In August, the U.S. Commerce Department issued new rules curbing Huawei Technologies Co.’s access to foreign-made chips, expanding the Trump administration’s restrictions on the Chinese telecom company’s link to crucial components that it put in place in May. The new rules prohibit non-U.S. companies from selling any chips made using U.S. technology to Huawei without a special license. The rule covers even widely available, off-the-shelf chips made by overseas firms, placing potentially severe new limits on Huawei’s ability to source parts.

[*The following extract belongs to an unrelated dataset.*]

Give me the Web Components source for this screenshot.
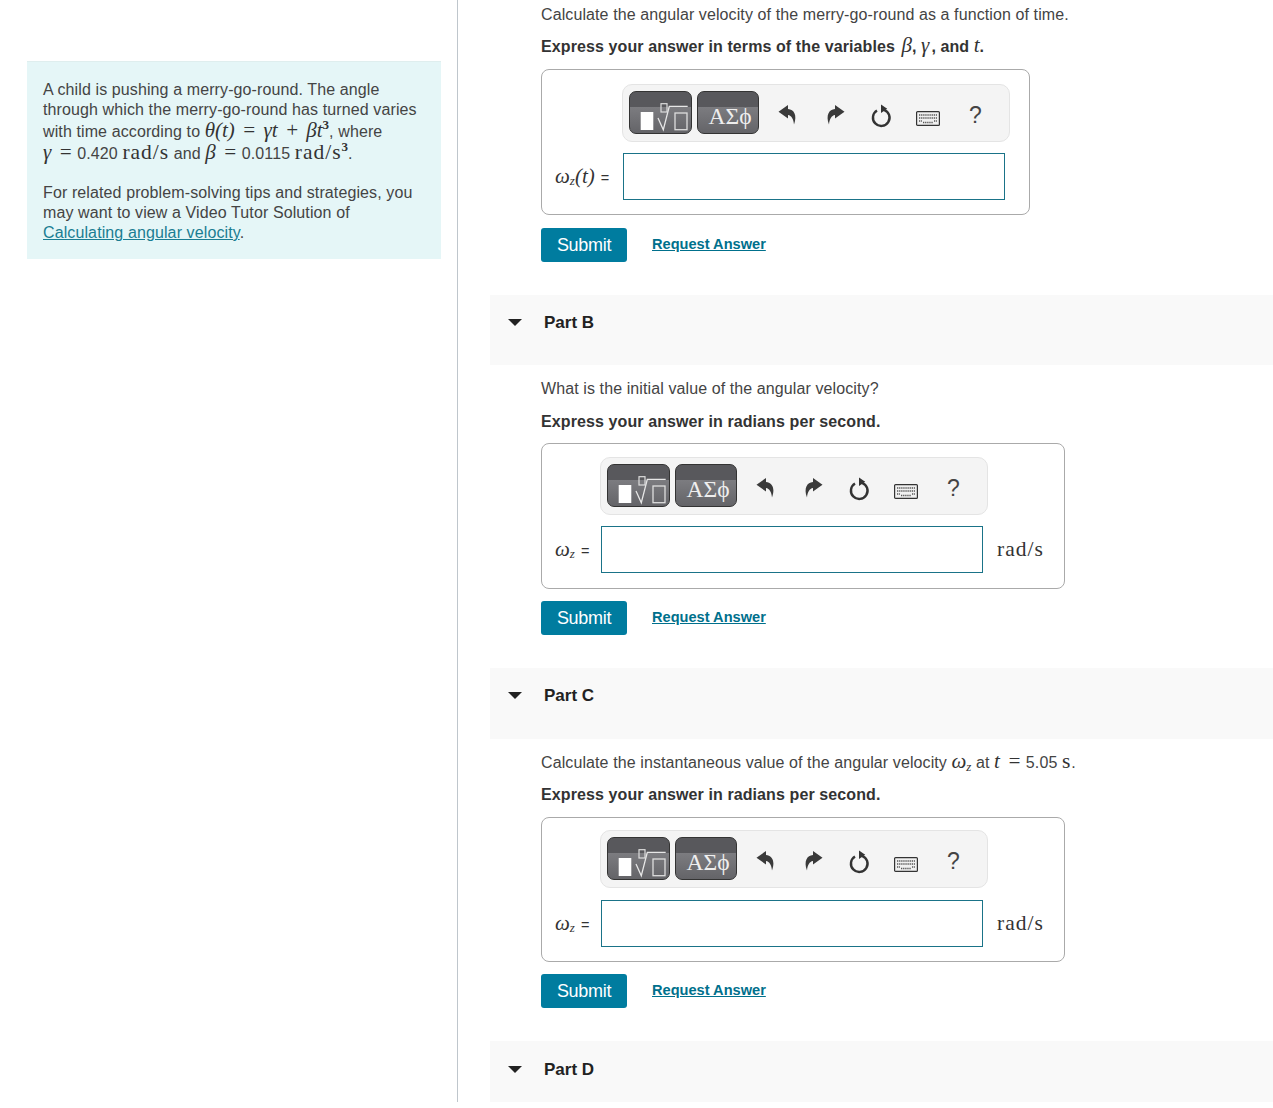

Last month, Qualcomm lobbied U.S. policy makers against the ban on exporting necessary components. Qualcomm argues that the ban just risks handing billions of dollars of sales to Huawei to overseas competitors as much as $8 billion annually and hastens China's efforts to develop their own chips. Again, it is a case of ill-considered excess having no national security benefit.
After a long run of strong moves against a China that has generally set the rules, Mr. Trump's latest would go too far. Presumably at the president's suggestion, a draft order was reported circulating in the White House in late summer that would ban entry into the United States of all members of the Chinese Communist Party and their families. That would comprise something on the order of 90 million people. As an action certain to intensify already aggravated relations, it would put the Trump administration in the company of the Chinese Exclusion Act of 1882 that banned all immigration from China until its repeal in 1943, one of the more shameful black marks on the nation's history.
None of the administration's actions has quite resulted in a true Cold War in caps, but neither have any in this list touched upon the other major problems posed by China's no longer "peaceful rising": its theft of intellectual property, brazen flouting of international trade rules, cybersphere espionage, annexation of the South China Sea, military buildup, and on and on. We'll get to that.